L’utilisation des leitmotive peut faire plus encore en développant un commentaire de l’action : ainsi, l’interlude qui noue le premier au deuxième tableau de L’Or du Rhin fait entendre la transformation du motif de l’Anneau en celui du Walhalla, ce qui fait comprendre que la violence attachée à la possession de l’anneau va se propager dans le Walhalla, c’est-à-dire que, d’ores et déjà, le royaume des Dieux est corrompu. Enfin, par leur dimension de réminiscence, les leitmotive permettent de dilater le temps.
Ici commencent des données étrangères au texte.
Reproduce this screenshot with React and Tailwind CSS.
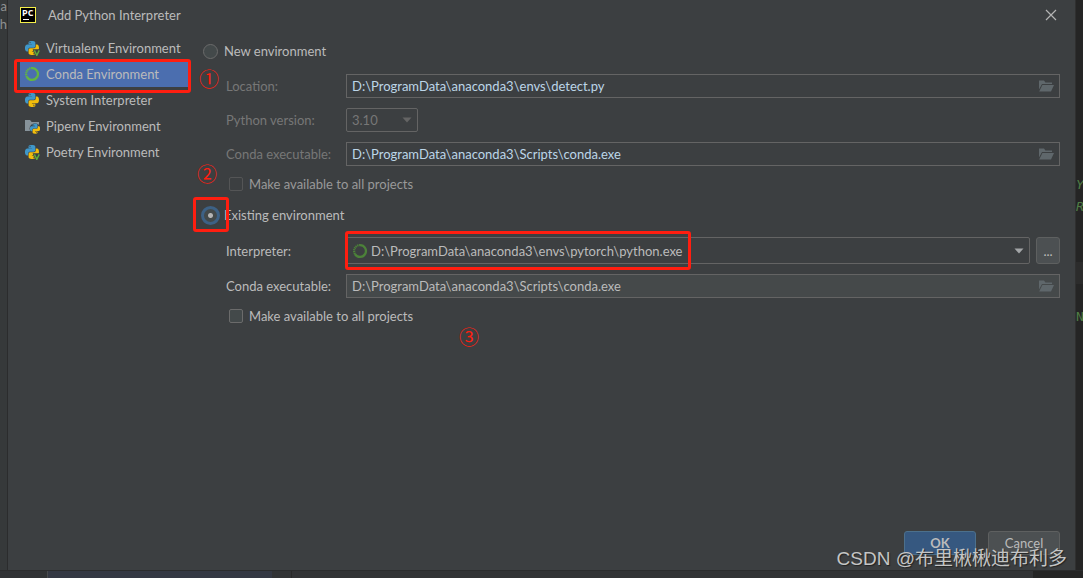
import { useState } from "react";

const PYTHON_HALF =
  "M14.25.18l.9.2.73.26.59.3.45.32.34.34.25.34.16.33.1.3.04.26.02.2-.01.13V8.5l-.05.63-.13.55-.21.46-.26.38-.3.31-.33.25-.35.19-.35.14-.33.1-.3.07-.26.04-.21.02H8.77l-.69.05-.59.14-.5.22-.41.27-.33.32-.27.35-.2.36-.15.37-.1.35-.07.32-.04.27-.02.21v3.06H3.17l-.21-.03-.28-.07-.32-.12-.35-.18-.36-.26-.36-.36-.35-.46-.32-.59-.28-.73-.21-.88-.14-1.05-.05-1.23.06-1.22.16-1.04.24-.87.32-.71.36-.57.4-.44.42-.33.42-.24.4-.16.36-.1.32-.05.24-.01h.16l.06.01h8.16v-.83H6.18l-.01-2.75-.02-.37.05-.34.11-.31.17-.28.25-.26.31-.23.38-.2.44-.18.51-.15.58-.12.64-.1.71-.06.77-.04.84-.02 1.27.05zm-6.3 1.98l-.23.33-.08.41.08.41.23.34.33.22.41.09.41-.09.33-.22.23-.34.08-.41-.08-.41-.23-.33-.33-.22-.41-.09-.41.09z";

const PythonMark = () => (
  <>
    <path d={PYTHON_HALF} fill="#3f97c9" />
    <path d={PYTHON_HALF} fill="#f2bd0c" transform="rotate(180 12 12)" />
  </>
);

const PythonIcon = ({ venv }) => (
  <svg viewBox="0 0 16 16" className="size-4 shrink-0" aria-hidden="true">
    <g transform="translate(1 1) scale(0.58)">
      <PythonMark />
    </g>
    {venv && (
      <>
        <path d="M8.6 9.2H16V16h-4.6z" fill="#3c3f41" />
        <path d="M10.4 10.4l2.4 5 2.4-5" fill="none" stroke="#5fad3c" strokeWidth="1.4" />
      </>
    )}
  </svg>
);

const PipenvIcon = () => (
  <svg viewBox="0 0 16 16" className="size-4 shrink-0" aria-hidden="true">
    <path d="M1 2h5l1.6 2H15v9H1z" fill="#87939a" />
    <circle cx="11" cy="10.6" r="5.4" fill="#3c3f41" />
    <g transform="translate(6 5.6) scale(0.42)">
      <PythonMark />
    </g>
  </svg>
);

const CondaIcon = ({ color = "#62b543" }) => (
  <svg viewBox="0 0 16 16" className="size-4 shrink-0" aria-hidden="true">
    <path d="M8 2.1a5.9 5.9 0 1 1-5 9" fill="none" stroke={color} strokeWidth="2.3" />
    <path d="M3 11.1A5.9 5.9 0 0 1 8 2.1" fill="none" stroke={color} strokeWidth="2.2" strokeDasharray="1.3 .6" />
  </svg>
);

const FolderIcon = () => (
  <svg viewBox="0 0 16 12" className="h-3 w-4" aria-hidden="true">
    <path d="M1 .5h5l1.4 2H14V4H4L1 9.6z" fill="#5f676b" />
    <path d="M4.4 5H16l-3 6.5H1.2z" fill="#5f676b" />
  </svg>
);

const Arrow = ({ color }) => (
  <svg viewBox="0 0 10 6" className="pointer-events-none absolute right-[6px] h-[6px] w-[10px]" aria-hidden="true">
    <path d="M.5.5h9L5 5.5z" fill={color} />
  </svg>
);

const items = [
  { name: "Virtualenv Environment", icon: <PythonIcon venv /> },
  { name: "Conda Environment", icon: <CondaIcon /> },
  { name: "System Interpreter", icon: <PythonIcon /> },
  { name: "Pipenv Environment", icon: <PipenvIcon /> },
  { name: "Poetry Environment", icon: <PythonIcon venv /> },
];

const PathField = ({ id, label, value, dim, readOnly, className }) => (
  <div className={`flex items-center pl-6 ${className}`}>
    <label htmlFor={id} className={`w-[120px] shrink-0 ${dim ? "text-[#777777]" : ""}`}>
      {label}
    </label>
    <div
      className={`flex h-6 min-w-0 flex-1 items-center border border-[#646464] pr-[5px] ${
        readOnly ? "bg-[#45494a]" : ""
      }`}
    >
      <input
        id={id}
        type="text"
        defaultValue={value}
        readOnly={readOnly}
        className={`h-full min-w-0 flex-1 bg-transparent px-[5px] outline-none ${
          readOnly ? "" : "text-[#bcd6e8]"
        }`}
      />
      <button type="button" aria-label="Browse">
        <FolderIcon />
      </button>
    </div>
  </div>
);

const Radio = ({ label, checked, onChange, className }) => (
  <label className={`flex h-6 items-center ${className}`}>
    <span className="flex w-[22px] shrink-0 items-center">
      <input
        type="radio"
        name="environment"
        checked={checked}
        onChange={onChange}
        className="ml-px size-[15px] appearance-none rounded-full border border-[#6b6b6b] bg-[#43494a] checked:-ml-px checked:size-[19px] checked:border-[3px] checked:border-[#3d6185] checked:bg-[radial-gradient(circle,#b4b4b4_0_2px,#43494a_3px)]"
      />
    </span>
    {label}
  </label>
);

const Check = ({ dim }) => (
  <label className={`mt-2 flex h-5 items-center gap-[6px] pl-[27px] ${dim ? "text-[#999999]" : ""}`}>
    <input
      type="checkbox"
      className={`size-[14px] appearance-none rounded-[2px] border checked:bg-[#4b6eaf] ${
        dim ? "border-[#545556]" : "border-[#6b6b6b] bg-[#43494a]"
      }`}
    />
    Make available to all projects
  </label>
);

const App = () => {
  const [active, setActive] = useState("Conda Environment");
  const [mode, setMode] = useState("existing");

  return (
    <div className="relative grid min-h-screen grid-cols-[8px_minmax(0,1fr)_8px] grid-rows-[1fr_8px] overflow-hidden bg-[#2b2b2b] font-['Lato','Noto_Sans_CJK_SC',sans-serif] text-[13px] leading-5 text-[#bbbbbb]">
      <div className="flex flex-col items-end overflow-hidden border-r border-[#2b2c2d] bg-[#36393a] text-[#8f9192]">
        <span className="leading-3">a</span>
        <span className="leading-6">h</span>
      </div>

      <main className="flex flex-col bg-[#3c3f41]">
        <header className="flex h-[29px] items-center pr-[18px] pl-3">
          <span className="flex size-4 flex-col border border-[#f5ef4a] bg-black pl-px font-['Open_Sans',sans-serif] text-[9px] leading-[9px] font-bold text-white">
            PC
            <span className="mt-[2px] ml-px h-px w-[6px] bg-white" />
          </span>
          <h1 className="ml-3 flex-1">Add Python Interpreter</h1>
          <button type="button" aria-label="Close">
            <svg viewBox="0 0 12 12" className="size-3" aria-hidden="true">
              <path d="M1 1l10 10M11 1L1 11" stroke="#b4b4b4" strokeWidth="1.2" />
            </svg>
          </button>
        </header>

        <div className="flex flex-1">
          <nav className="w-[194px] shrink-0 pt-[6px] pr-[14px] pl-3">
            {items.map((item) => (
              <button
                key={item.name}
                type="button"
                onClick={() => setActive(item.name)}
                className={`flex h-[26px] w-full items-center gap-[6px] pl-1 text-left whitespace-nowrap ${
                  active === item.name ? "bg-[#4b6eaf]" : ""
                }`}
              >
                {item.icon}
                {item.name}
              </button>
            ))}
          </nav>

          <form className="min-w-0 flex-1 pt-[10px] pr-[15px]">
            <Radio label="New environment" checked={mode === "new"} onChange={() => setMode("new")} />
            <PathField
              id="location"
              label="Location:"
              value="D:\ProgramData\anaconda3\envs\detect.py"
              dim
              className="mt-[11px]"
            />
            <div className="mt-[10px] flex items-center pl-6 text-[#777777]">
              <label htmlFor="version" className="w-[120px]">
                Python version:
              </label>
              <div className="relative flex items-center">
                <select
                  id="version"
                  className="h-6 w-[72px] appearance-none rounded-[2px] border border-[#646464] bg-transparent pl-[5px]"
                >
                  <option>3.10</option>
                </select>
                <Arrow color="#646464" />
              </div>
            </div>
            <PathField
              id="conda-new"
              label="Conda executable:"
              value="D:\ProgramData\anaconda3\Scripts\conda.exe"
              dim
              className="mt-[10px]"
            />
            <Check dim />

            <Radio
              label="Existing environment"
              checked={mode === "existing"}
              onChange={() => setMode("existing")}
              className="mt-[9px]"
            />
            <div className="mt-[10px] flex items-center pl-6">
              <label htmlFor="interpreter" className="w-[120px] shrink-0">
                Interpreter:
              </label>
              <div className="relative flex min-w-0 flex-1 items-center">
                <span className="pointer-events-none absolute left-[6px]">
                  <CondaIcon color="#4c8239" />
                </span>
                <select
                  id="interpreter"
                  className="h-[27px] w-full appearance-none rounded-[2px] border border-[#646464] bg-transparent pl-6"
                >
                  <option>D:\ProgramData\anaconda3\envs\pytorch\python.exe</option>
                </select>
                <Arrow color="#a3a6a8" />
              </div>
              <button
                type="button"
                className="ml-[6px] h-[27px] w-6 rounded-[3px] border border-[#5e6060] bg-[#4c5052]"
              >
                ...
              </button>
            </div>
            <PathField
              id="conda-existing"
              label="Conda executable:"
              value="D:\ProgramData\anaconda3\Scripts\conda.exe"
              readOnly
              className="mt-[10px]"
            />
            <Check />
          </form>
        </div>

        <footer className="flex justify-end gap-3 pr-[15px] pb-[15px]">
          <button
            type="button"
            className="h-6 w-[72px] rounded-[3px] border border-[#4c708c] bg-[#365880] font-bold"
          >
            OK
          </button>
          <button type="button" className="h-6 w-[72px] rounded-[3px] border border-[#5e6060] bg-[#4c5052]">
            Cancel
          </button>
        </footer>
      </main>

      <div className="flex flex-col overflow-hidden border-l border-[#303030] bg-[#252525] pt-[174px] font-['DejaVu_Sans_Mono',monospace] leading-[22px] text-[#4f7d45] italic">
        <span>Y</span>
        <span>R</span>
        <span className="mt-11 h-[22px] bg-[#2c2c2c]" />
        <span className="mt-[22px] not-italic">N</span>
      </div>

      <div className="col-span-3 flex border-t border-[#2b2c2d] bg-[#323335]">
        <span className="w-12 border-r border-[#47494b] bg-[#303234]" />
        <span className="w-[224px] bg-[#343843]" />
        <span className="w-5 border-r border-[#292929]" />
        <span className="flex-1" />
        <span className="w-[50px] bg-[#252525]" />
      </div>

      {/* tutorial annotations */}
      <div className="pointer-events-none absolute inset-0 font-['Noto_Sans_CJK_SC',sans-serif] text-xl leading-5 text-[#ff1e10]">
        <div className="absolute top-[59px] left-[14px] h-[34px] w-[177px] rounded-[3px] border-3" />
        <div className="absolute top-[197px] left-[193px] h-[35px] w-9 rounded-[3px] border-3" />
        <div className="absolute top-[231px] left-[345px] h-[39px] w-[346px] rounded-[3px] border-3" />
        <span className="absolute top-[69px] left-[199px]">①</span>
        <span className="absolute top-[164px] left-[197px]">②</span>
        <span className="absolute top-[327px] left-[459px]">③</span>
      </div>
      <p className="pointer-events-none absolute right-4 bottom-[7px] font-['Liberation_Sans','Noto_Sans_CJK_SC',sans-serif] text-[19px] leading-6 whitespace-nowrap text-[#c4c5c5] [text-shadow:1px_1px_1px_#222]">
        CSDN @布里楸楸迪布利多
      </p>
    </div>
  );
};

export default App;
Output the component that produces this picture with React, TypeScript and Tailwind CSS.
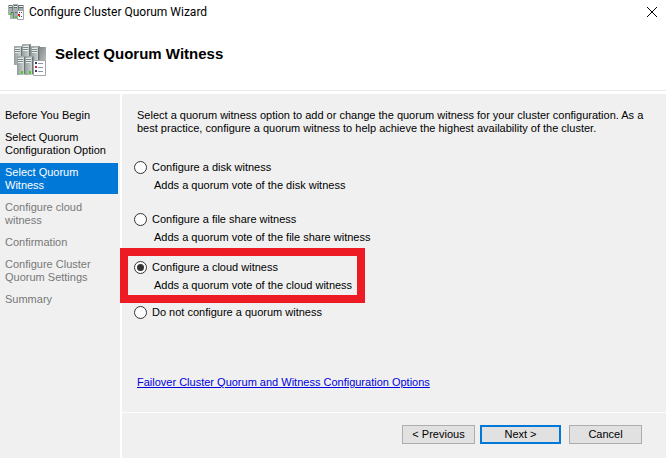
import React from 'react';

interface Step {
  label: string;
  state: 'done' | 'current' | 'pending';
}

interface WitnessOption {
  id: string;
  label: string;
  description?: string;
  highlighted?: boolean;
}

const steps: Step[] = [
  { label: 'Before You Begin', state: 'done' },
  { label: 'Select Quorum Configuration Option', state: 'done' },
  { label: 'Select Quorum Witness', state: 'current' },
  { label: 'Configure cloud witness', state: 'pending' },
  { label: 'Confirmation', state: 'pending' },
  { label: 'Configure Cluster Quorum Settings', state: 'pending' },
  { label: 'Summary', state: 'pending' },
];

const options: WitnessOption[] = [
  { id: 'disk', label: 'Configure a disk witness', description: 'Adds a quorum vote of the disk witness' },
  { id: 'file', label: 'Configure a file share witness', description: 'Adds a quorum vote of the file share witness' },
  {
    id: 'cloud',
    label: 'Configure a cloud witness',
    description: 'Adds a quorum vote of the cloud witness',
    highlighted: true,
  },
  { id: 'none', label: 'Do not configure a quorum witness' },
];

const stepColors = {
  done: 'text-black',
  current: 'bg-[#0078d7] text-white',
  pending: 'text-[#787878]',
};

const Tower = ({ x, y }: { x: number; y: number }) => (
  <g transform={`translate(${x} ${y})`}>
    <path d="M0 1 L1 0 H9 V17 L7 19 H0 Z" fill="#858c8c" />
    <path d="M0 1 L1 0 H9 L7 1 Z" fill="#a3aaaa" />
    <path d="M0 1 H7 V19 H0 Z" fill="url(#face)" />
    <path d="M1 2 H6 V7 H1 Z" fill="#e9eded" />
    <path d="M1 3.5 H6 M1 5.5 H6" stroke="#7d8686" />
    <path d="M7.5 1 V18" stroke="#6c7474" />
  </g>
);

const ClusterIcon = ({ className }: { className: string }) => (
  <svg viewBox="0 0 32 32" className={className} aria-hidden="true">
    <defs>
      <linearGradient id="shade" x1="0" y1="0" x2="1" y2="1">
        <stop offset="0" stopColor="#7f8484" />
        <stop offset="1" stopColor="#b9bdbd" />
      </linearGradient>
      <linearGradient id="face" x1="0" y1="0" x2="1" y2="0">
        <stop offset="0" stopColor="#949d9d" />
        <stop offset="1" stopColor="#ccd2d2" />
      </linearGradient>
    </defs>
    <path d="M25 3 H32 V17 H25 Z" fill="url(#shade)" />
    <Tower x={0} y={2} />
    <Tower x={8} y={0} />
    <Tower x={17} y={2} />
    <Tower x={3} y={12} />
    <Tower x={11} y={12} />
    <path d="M7 27 H9 V30 H7 Z M15 27 H17 V30 H15 Z" fill="#45d321" />
    <path d="M19.5 16.5 H31.5 V31.5 H19.5 Z" fill="#fff" stroke="#a2a6a8" />
    <path d="M21 18 H23 V20 H21 Z M21 26 H23 V28 H21 Z" fill="#39415e" />
    <path d="M21 22 H23 V24 H21 Z" fill="#e01f2d" />
    <path d="M24 19.5 H29 M24 23.5 H29 M24 27.5 H29" stroke="#8b91a8" />
  </svg>
);

// title bar size, drawn on its own 16px grid
const SmallClusterIcon = ({ className }: { className: string }) => (
  <svg viewBox="0 0 16 16" className={className} aria-hidden="true">
    <path d="M0 1 H5 V11 H0 Z M5 0 H10 V10 H5 Z M11 1 H16 V8 H11 Z M2 7 H6 V15 H2 Z M6 7 H10 V15 H6 Z" fill="#a7b0b0" />
    <path d="M1 1.5 H4 M6 1.5 H9 M11 1.5 H15 M1 3.5 H4 M6 3.5 H9 M11 3.5 H15 M3 8.5 H5 M7 8.5 H9" stroke="#5f6868" />
    <path d="M1 2.5 H4 M6 2.5 H9 M11 2.5 H15" stroke="#eef2f2" />
    <path d="M4.5 2 V7 M10.5 1 V7 M5.5 8 V14" stroke="#747c7c" />
    <path d="M2 9 H4 V11 H2 Z M7 12 H9 V14 H7 Z" fill="#45d321" />
    <path d="M9.5 6.5 H15.5 V15.5 H9.5 Z" fill="#fff" stroke="#a2a6a8" />
    <path d="M11 8 H12 V9 H11 Z M11 12 H12 V13 H11 Z M13 8 H14 V9 H13 Z M13 12 H14 V13 H13 Z" fill="#39415e" />
    <path d="M10 10 H12 V12 H10 Z" fill="#e01f2d" />
  </svg>
);

const WitnessRow = ({ option }: { option: WitnessOption }) => (
  <div className={option.highlighted ? 'relative -mt-1 mb-[-4px] h-[49px]' : 'h-[52px]'}>
    <label className="flex h-4 items-center gap-[5px]">
      <input
        type="radio"
        name="witness"
        value={option.id}
        defaultChecked={option.id === 'cloud'}
        aria-describedby={option.description ? `${option.id}-description` : undefined}
        className="grid size-[13px] appearance-none place-content-center rounded-full border border-[#333] bg-white before:size-[7px] before:rounded-full checked:before:bg-[#333]"
      />
      {option.label}
    </label>
    {option.description && (
      <p id={`${option.id}-description`} className="mt-1 pl-5 leading-[13px]">
        {option.description}
      </p>
    )}
    {option.highlighted && (
      <div className="pointer-events-none absolute -top-[11px] -left-[14px] h-[55px] w-[245px] border-8 border-[#ed1c24]" />
    )}
  </div>
);

const App = () => {
  return (
    <div className="flex min-h-screen flex-col bg-[#f0f0f0] font-['Liberation_Sans',Arial,sans-serif] text-[11px] leading-[13px] text-black">
      <header className="border-b-[3px] border-white bg-white">
        <div className="flex h-6 items-center pr-2 pl-2">
          <SmallClusterIcon className="size-4" />
          <span className="pl-[5px] font-[Roboto,sans-serif] text-xs">Configure Cluster Quorum Wizard</span>
          <button type="button" aria-label="Close" className="ml-auto p-px">
            <svg viewBox="0 0 10 10" className="size-[10px]" fill="none" stroke="#000">
              <path d="M0 0 L10 10 M10 0 L0 10" />
            </svg>
          </button>
        </div>
        <div className="flex h-[67px] items-start gap-[9px] border-b border-[#e9e9e9] pl-[14px]">
          <ClusterIcon className="mt-5 size-8" />
          <h1 className="mt-5 text-[15px] leading-5 font-bold">Select Quorum Witness</h1>
        </div>
      </header>

      <div className="flex flex-1">
        <nav className="w-[120px] shrink-0 pt-3 pr-0.5">
          <ol className="flex flex-col gap-1">
            {steps.map((step) => (
              <li key={step.label} className={`pt-[3px] pr-2 pb-0.5 pl-[5px] ${stepColors[step.state]}`}>
                {step.label}
              </li>
            ))}
          </ol>
        </nav>

        <div className="flex flex-1 flex-col border-l-2 border-white">
          <main className="flex-1 pt-[15px] pr-4 pl-[15px]">
            <p>
              Select a quorum witness option to add or change the quorum witness for your cluster configuration. As a
              best practice, configure a quorum witness to help achieve the highest availability of the cluster.
            </p>
            <fieldset className="mt-6 -ml-[3px]">
              {options.map((option) => (
                <WitnessRow key={option.id} option={option} />
              ))}
            </fieldset>
            <a href="#options" className="mt-5 inline-block text-[#0000e0] underline">
              Failover Cluster Quorum and Witness Configuration Options
            </a>
          </main>

          <footer className="flex h-[46px] items-start border-t border-white pt-3 pl-[280px]">
            <button type="button" className="h-[19px] w-[73px] border border-[#adadad] bg-[#e1e1e1]">
              &lt; Previous
            </button>
            <button type="button" className="ml-[5px] h-[19px] w-[81px] border-2 border-[#0078d7] bg-[#e1e1e1]">
              Next &gt;
            </button>
            <button type="button" className="ml-2 h-[19px] w-[73px] border border-[#adadad] bg-[#e1e1e1]">
              Cancel
            </button>
          </footer>
        </div>
      </div>
    </div>
  );
};

export default App;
« Le commencement de la musique »
La question du temps est essentielle chez Richard Wagner car elle concentre toute l’originalité de son œuvre. Le temps wagnérien est différent du temps habituel de l’opéra en ce qu’il se donne pour objectif d’intégrer le « temps intérieur » au temps de l’action.
Wanderer
Il y a chez Wagner une action extérieure et une action intérieure. Or l’action intérieure se déploie plus lentement que l’action extérieure qui se déroule très vite. Cette action intérieure, on la perçoit essentiellement dans l’orchestre qui donne le tempo sur lequel les voix se déploient. Et ce développement orchestral permet une fluidité du discours musical où tout s’enchaîne dans un vaste continuum.
Comme pour inscrire sa narration dans un temps originel, Wagner fait retentir au début de L’Or du Rhin un simple mi bémol de contrebasse, « cellule originelle » à partir de laquelle va croître tout un univers. Il sera tenu pendant 138 mesures ! Sur cette trame statique, l’accord se constitue progressivement, les entrées successives des instruments créant un tissu mouvant malgré une apparence de surplace. L’écrivain Thomas Mann a résumé cette entrée en matière d’une formule saisissante : « cette musique du commencement est le commencement de la musique ».
La Tétralogie est assurément un édifice impressionnant mais les temps forts de son récit aux multiples enjeux philosophiques, sur lesquels on peut (et on a) beaucoup gloser, sont transcendés par une musique qui emporte et submerge comme une vague irrésistible : c’est ce qui en fait une aventure éternelle.